↓
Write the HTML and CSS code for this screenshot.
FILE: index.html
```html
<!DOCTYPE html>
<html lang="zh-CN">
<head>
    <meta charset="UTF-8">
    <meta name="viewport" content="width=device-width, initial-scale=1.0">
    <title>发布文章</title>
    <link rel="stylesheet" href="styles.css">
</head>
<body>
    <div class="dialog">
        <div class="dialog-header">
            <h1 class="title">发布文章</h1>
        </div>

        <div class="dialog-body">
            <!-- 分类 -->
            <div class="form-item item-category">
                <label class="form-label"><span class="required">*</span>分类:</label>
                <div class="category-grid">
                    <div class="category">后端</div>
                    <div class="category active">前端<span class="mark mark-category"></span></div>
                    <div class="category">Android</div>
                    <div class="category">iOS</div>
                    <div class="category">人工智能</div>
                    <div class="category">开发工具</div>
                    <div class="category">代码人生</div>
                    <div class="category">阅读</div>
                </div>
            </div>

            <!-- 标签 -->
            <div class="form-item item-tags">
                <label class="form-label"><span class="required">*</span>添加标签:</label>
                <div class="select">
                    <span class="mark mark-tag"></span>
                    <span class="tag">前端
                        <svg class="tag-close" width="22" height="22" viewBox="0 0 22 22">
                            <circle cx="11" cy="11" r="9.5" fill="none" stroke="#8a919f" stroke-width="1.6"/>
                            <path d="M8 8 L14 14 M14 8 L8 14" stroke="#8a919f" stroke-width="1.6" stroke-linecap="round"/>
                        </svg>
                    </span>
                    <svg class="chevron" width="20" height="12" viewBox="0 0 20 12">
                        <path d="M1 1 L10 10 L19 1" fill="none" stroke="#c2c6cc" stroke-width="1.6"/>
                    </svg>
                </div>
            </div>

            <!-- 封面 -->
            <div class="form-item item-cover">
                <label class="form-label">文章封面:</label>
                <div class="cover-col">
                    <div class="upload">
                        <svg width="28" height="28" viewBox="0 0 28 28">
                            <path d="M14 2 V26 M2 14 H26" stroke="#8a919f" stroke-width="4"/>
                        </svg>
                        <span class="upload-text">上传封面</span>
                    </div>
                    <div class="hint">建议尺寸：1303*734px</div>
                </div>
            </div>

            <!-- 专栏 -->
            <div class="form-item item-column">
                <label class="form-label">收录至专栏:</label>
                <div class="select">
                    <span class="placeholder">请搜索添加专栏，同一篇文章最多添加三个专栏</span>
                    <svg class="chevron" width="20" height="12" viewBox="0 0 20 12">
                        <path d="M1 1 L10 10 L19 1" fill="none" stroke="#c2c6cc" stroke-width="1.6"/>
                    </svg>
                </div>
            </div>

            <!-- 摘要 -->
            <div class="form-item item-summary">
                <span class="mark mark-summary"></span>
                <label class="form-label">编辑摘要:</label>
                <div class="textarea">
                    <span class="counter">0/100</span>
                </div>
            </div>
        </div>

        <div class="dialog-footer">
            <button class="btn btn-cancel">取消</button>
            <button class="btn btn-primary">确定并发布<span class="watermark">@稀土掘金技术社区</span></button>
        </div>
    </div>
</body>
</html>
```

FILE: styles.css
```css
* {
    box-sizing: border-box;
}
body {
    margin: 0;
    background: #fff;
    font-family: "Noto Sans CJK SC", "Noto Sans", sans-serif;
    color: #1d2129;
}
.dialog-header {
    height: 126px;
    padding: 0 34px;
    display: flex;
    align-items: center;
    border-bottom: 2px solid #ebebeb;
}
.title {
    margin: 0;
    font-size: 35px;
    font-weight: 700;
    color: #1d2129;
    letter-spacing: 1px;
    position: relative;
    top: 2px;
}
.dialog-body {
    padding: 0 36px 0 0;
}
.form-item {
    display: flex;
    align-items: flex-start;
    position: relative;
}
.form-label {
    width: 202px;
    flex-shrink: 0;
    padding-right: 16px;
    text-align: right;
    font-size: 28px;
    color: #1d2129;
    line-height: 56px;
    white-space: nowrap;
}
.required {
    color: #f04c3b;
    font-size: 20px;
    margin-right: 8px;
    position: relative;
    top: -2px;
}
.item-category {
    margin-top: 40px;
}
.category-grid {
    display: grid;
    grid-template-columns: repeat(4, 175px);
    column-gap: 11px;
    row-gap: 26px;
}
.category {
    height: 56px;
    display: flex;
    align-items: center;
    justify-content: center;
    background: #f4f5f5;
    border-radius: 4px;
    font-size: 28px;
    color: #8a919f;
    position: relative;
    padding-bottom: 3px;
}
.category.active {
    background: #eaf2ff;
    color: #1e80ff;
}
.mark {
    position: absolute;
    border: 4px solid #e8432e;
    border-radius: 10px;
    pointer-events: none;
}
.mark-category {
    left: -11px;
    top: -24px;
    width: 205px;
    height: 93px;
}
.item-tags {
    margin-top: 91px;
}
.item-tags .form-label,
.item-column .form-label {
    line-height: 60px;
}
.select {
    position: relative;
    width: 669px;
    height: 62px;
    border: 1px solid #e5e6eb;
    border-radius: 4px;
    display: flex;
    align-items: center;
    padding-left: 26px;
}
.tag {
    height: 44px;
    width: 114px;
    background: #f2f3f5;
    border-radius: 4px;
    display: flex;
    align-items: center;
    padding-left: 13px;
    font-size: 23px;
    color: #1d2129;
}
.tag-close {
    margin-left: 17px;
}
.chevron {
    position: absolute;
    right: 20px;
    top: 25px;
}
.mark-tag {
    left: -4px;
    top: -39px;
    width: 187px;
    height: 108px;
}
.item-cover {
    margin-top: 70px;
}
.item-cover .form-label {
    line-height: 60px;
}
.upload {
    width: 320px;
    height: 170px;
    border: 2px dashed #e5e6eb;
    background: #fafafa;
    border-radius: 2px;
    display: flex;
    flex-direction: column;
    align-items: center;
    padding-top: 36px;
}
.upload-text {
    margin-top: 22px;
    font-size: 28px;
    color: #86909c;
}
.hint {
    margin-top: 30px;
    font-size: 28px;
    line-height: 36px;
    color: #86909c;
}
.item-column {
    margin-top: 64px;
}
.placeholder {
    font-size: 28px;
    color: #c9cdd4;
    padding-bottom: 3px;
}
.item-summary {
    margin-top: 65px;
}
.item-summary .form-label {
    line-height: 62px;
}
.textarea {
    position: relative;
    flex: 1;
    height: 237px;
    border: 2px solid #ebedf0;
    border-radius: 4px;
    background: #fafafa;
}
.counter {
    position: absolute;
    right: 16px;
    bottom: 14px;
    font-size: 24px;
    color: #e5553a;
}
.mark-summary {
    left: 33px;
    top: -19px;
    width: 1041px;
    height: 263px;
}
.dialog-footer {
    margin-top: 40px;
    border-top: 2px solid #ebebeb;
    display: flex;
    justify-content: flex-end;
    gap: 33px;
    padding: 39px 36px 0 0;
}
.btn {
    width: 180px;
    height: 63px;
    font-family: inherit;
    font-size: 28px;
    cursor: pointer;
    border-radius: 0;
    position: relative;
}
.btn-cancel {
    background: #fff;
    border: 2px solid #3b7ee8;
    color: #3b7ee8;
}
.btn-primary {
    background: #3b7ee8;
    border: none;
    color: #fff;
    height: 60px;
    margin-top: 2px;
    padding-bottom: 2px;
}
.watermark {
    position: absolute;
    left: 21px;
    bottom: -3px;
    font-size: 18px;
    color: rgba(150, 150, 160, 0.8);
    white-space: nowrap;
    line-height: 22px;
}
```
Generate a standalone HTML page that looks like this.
↑
PROBLEM DETAILS:
Give back each line above precisely as it stands.

THE SOLUTION:
Write the HTML and CSS code for this screenshot.
FILE: index.html
```html
<!DOCTYPE html>
<html lang="zh-CN">
<head>
    <meta charset="UTF-8">
    <meta name="viewport" content="width=device-width, initial-scale=1.0">
    <title>发布文章</title>
    <link rel="stylesheet" href="styles.css">
</head>
<body>
    <div class="dialog">
        <div class="dialog-header">
            <h1 class="title">发布文章</h1>
        </div>

        <div class="dialog-body">
            <!-- 分类 -->
            <div class="form-item item-category">
                <label class="form-label"><span class="required">*</span>分类:</label>
                <div class="category-grid">
                    <div class="category">后端</div>
                    <div class="category active">前端<span class="mark mark-category"></span></div>
                    <div class="category">Android</div>
                    <div class="category">iOS</div>
                    <div class="category">人工智能</div>
                    <div class="category">开发工具</div>
                    <div class="category">代码人生</div>
                    <div class="category">阅读</div>
                </div>
            </div>

            <!-- 标签 -->
            <div class="form-item item-tags">
                <label class="form-label"><span class="required">*</span>添加标签:</label>
                <div class="select">
                    <span class="mark mark-tag"></span>
                    <span class="tag">前端
                        <svg class="tag-close" width="22" height="22" viewBox="0 0 22 22">
                            <circle cx="11" cy="11" r="9.5" fill="none" stroke="#8a919f" stroke-width="1.6"/>
                            <path d="M8 8 L14 14 M14 8 L8 14" stroke="#8a919f" stroke-width="1.6" stroke-linecap="round"/>
                        </svg>
                    </span>
                    <svg class="chevron" width="20" height="12" viewBox="0 0 20 12">
                        <path d="M1 1 L10 10 L19 1" fill="none" stroke="#c2c6cc" stroke-width="1.6"/>
                    </svg>
                </div>
            </div>

            <!-- 封面 -->
            <div class="form-item item-cover">
                <label class="form-label">文章封面:</label>
                <div class="cover-col">
                    <div class="upload">
                        <svg width="28" height="28" viewBox="0 0 28 28">
                            <path d="M14 2 V26 M2 14 H26" stroke="#8a919f" stroke-width="4"/>
                        </svg>
                        <span class="upload-text">上传封面</span>
                    </div>
                    <div class="hint">建议尺寸：1303*734px</div>
                </div>
            </div>

            <!-- 专栏 -->
            <div class="form-item item-column">
                <label class="form-label">收录至专栏:</label>
                <div class="select">
                    <span class="placeholder">请搜索添加专栏，同一篇文章最多添加三个专栏</span>
                    <svg class="chevron" width="20" height="12" viewBox="0 0 20 12">
                        <path d="M1 1 L10 10 L19 1" fill="none" stroke="#c2c6cc" stroke-width="1.6"/>
                    </svg>
                </div>
            </div>

            <!-- 摘要 -->
            <div class="form-item item-summary">
                <span class="mark mark-summary"></span>
                <label class="form-label">编辑摘要:</label>
                <div class="textarea">
                    <span class="counter">0/100</span>
                </div>
            </div>
        </div>

        <div class="dialog-footer">
            <button class="btn btn-cancel">取消</button>
            <button class="btn btn-primary">确定并发布<span class="watermark">@稀土掘金技术社区</span></button>
        </div>
    </div>
</body>
</html>
```

FILE: styles.css
```css
* {
    box-sizing: border-box;
}
body {
    margin: 0;
    background: #fff;
    font-family: "Noto Sans CJK SC", "Noto Sans", sans-serif;
    color: #1d2129;
}
.dialog-header {
    height: 126px;
    padding: 0 34px;
    display: flex;
    align-items: center;
    border-bottom: 2px solid #ebebeb;
}
.title {
    margin: 0;
    font-size: 35px;
    font-weight: 700;
    color: #1d2129;
    letter-spacing: 1px;
    position: relative;
    top: 2px;
}
.dialog-body {
    padding: 0 36px 0 0;
}
.form-item {
    display: flex;
    align-items: flex-start;
    position: relative;
}
.form-label {
    width: 202px;
    flex-shrink: 0;
    padding-right: 16px;
    text-align: right;
    font-size: 28px;
    color: #1d2129;
    line-height: 56px;
    white-space: nowrap;
}
.required {
    color: #f04c3b;
    font-size: 20px;
    margin-right: 8px;
    position: relative;
    top: -2px;
}
.item-category {
    margin-top: 40px;
}
.category-grid {
    display: grid;
    grid-template-columns: repeat(4, 175px);
    column-gap: 11px;
    row-gap: 26px;
}
.category {
    height: 56px;
    display: flex;
    align-items: center;
    justify-content: center;
    background: #f4f5f5;
    border-radius: 4px;
    font-size: 28px;
    color: #8a919f;
    position: relative;
    padding-bottom: 3px;
}
.category.active {
    background: #eaf2ff;
    color: #1e80ff;
}
.mark {
    position: absolute;
    border: 4px solid #e8432e;
    border-radius: 10px;
    pointer-events: none;
}
.mark-category {
    left: -11px;
    top: -24px;
    width: 205px;
    height: 93px;
}
.item-tags {
    margin-top: 91px;
}
.item-tags .form-label,
.item-column .form-label {
    line-height: 60px;
}
.select {
    position: relative;
    width: 669px;
    height: 62px;
    border: 1px solid #e5e6eb;
    border-radius: 4px;
    display: flex;
    align-items: center;
    padding-left: 26px;
}
.tag {
    height: 44px;
    width: 114px;
    background: #f2f3f5;
    border-radius: 4px;
    display: flex;
    align-items: center;
    padding-left: 13px;
    font-size: 23px;
    color: #1d2129;
}
.tag-close {
    margin-left: 17px;
}
.chevron {
    position: absolute;
    right: 20px;
    top: 25px;
}
.mark-tag {
    left: -4px;
    top: -39px;
    width: 187px;
    height: 108px;
}
.item-cover {
    margin-top: 70px;
}
.item-cover .form-label {
    line-height: 60px;
}
.upload {
    width: 320px;
    height: 170px;
    border: 2px dashed #e5e6eb;
    background: #fafafa;
    border-radius: 2px;
    display: flex;
    flex-direction: column;
    align-items: center;
    padding-top: 36px;
}
.upload-text {
    margin-top: 22px;
    font-size: 28px;
    color: #86909c;
}
.hint {
    margin-top: 30px;
    font-size: 28px;
    line-height: 36px;
    color: #86909c;
}
.item-column {
    margin-top: 64px;
}
.placeholder {
    font-size: 28px;
    color: #c9cdd4;
    padding-bottom: 3px;
}
.item-summary {
    margin-top: 65px;
}
.item-summary .form-label {
    line-height: 62px;
}
.textarea {
    position: relative;
    flex: 1;
    height: 237px;
    border: 2px solid #ebedf0;
    border-radius: 4px;
    background: #fafafa;
}
.counter {
    position: absolute;
    right: 16px;
    bottom: 14px;
    font-size: 24px;
    color: #e5553a;
}
.mark-summary {
    left: 33px;
    top: -19px;
    width: 1041px;
    height: 263px;
}
.dialog-footer {
    margin-top: 40px;
    border-top: 2px solid #ebebeb;
    display: flex;
    justify-content: flex-end;
    gap: 33px;
    padding: 39px 36px 0 0;
}
.btn {
    width: 180px;
    height: 63px;
    font-family: inherit;
    font-size: 28px;
    cursor: pointer;
    border-radius: 0;
    position: relative;
}
.btn-cancel {
    background: #fff;
    border: 2px solid #3b7ee8;
    color: #3b7ee8;
}
.btn-primary {
    background: #3b7ee8;
    border: none;
    color: #fff;
    height: 60px;
    margin-top: 2px;
    padding-bottom: 2px;
}
.watermark {
    position: absolute;
    left: 21px;
    bottom: -3px;
    font-size: 18px;
    color: rgba(150, 150, 160, 0.8);
    white-space: nowrap;
    line-height: 22px;
}
```
Generate a standalone HTML page that looks like this.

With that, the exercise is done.